09/ No relative font-size
I could have said "unresponsive website," but I specifically chose "No relative font-size". Because, accessibility, always accessibility.
There are more and more new screen sizes and new types of devices.
Relative font size units such as "em" and "rem" and even "%" probably mean nothing to you. But these units allow the text to adapt to the preferences of the user. After 40 years, 12px for your text may be acceptable on desktop but is too small on a mobile device.
What I mean is that if you use a fixed value for your text like pixel, it may not be visible and your content may be illegible for a large portion of users.
Of course, this requires a responsive, fluid, and adaptive design; and the ability of your website to be easy to navigate and adapted to whatever device users consult it on.
10/ No appropriate favicon
For the last one, I need to mention this, because it truly matters.
Yes, I am the kind of person who opens 50-70 tabs in the same window (don’t judge me. It’s insane, I know)!
Actually, the favicon is critical at this point, haha. See for yourself…

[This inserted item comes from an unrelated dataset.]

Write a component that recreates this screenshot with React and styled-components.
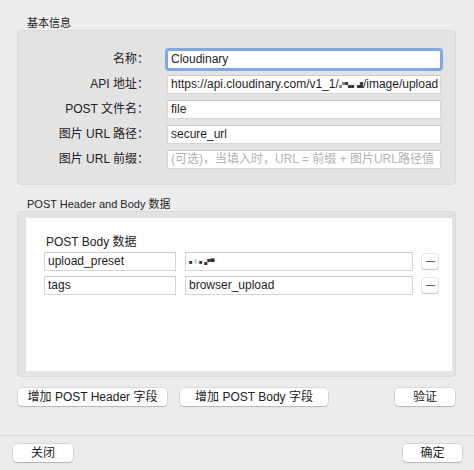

So don't neglect the favicon it's absolutely necessary. Don’t.
And because it matters, add a good quality Webclip too.
Basically, it’s an app icon image that you can pin directly on your mobile screen. It is the icon your website uses when a fan of your brand (like me) decides to save your website on their mobile screen as a shortcut app.
Pick a clean, brightly colored icon that could look great and easily recognizable in a user’s jungle of apps on their screen.
Come on Lufa! 🥲
There are a bunch of mistakes we can make when it comes to websites. Some mistakes are more critical than others, it’s okay to make some but it’s better to fix them and to avoid repeating them.
That’s why UX designers are priceless, they are experts in the user experience, they search for errors, anticipate trends and bring new ideas on how to better communicate your brand’s values.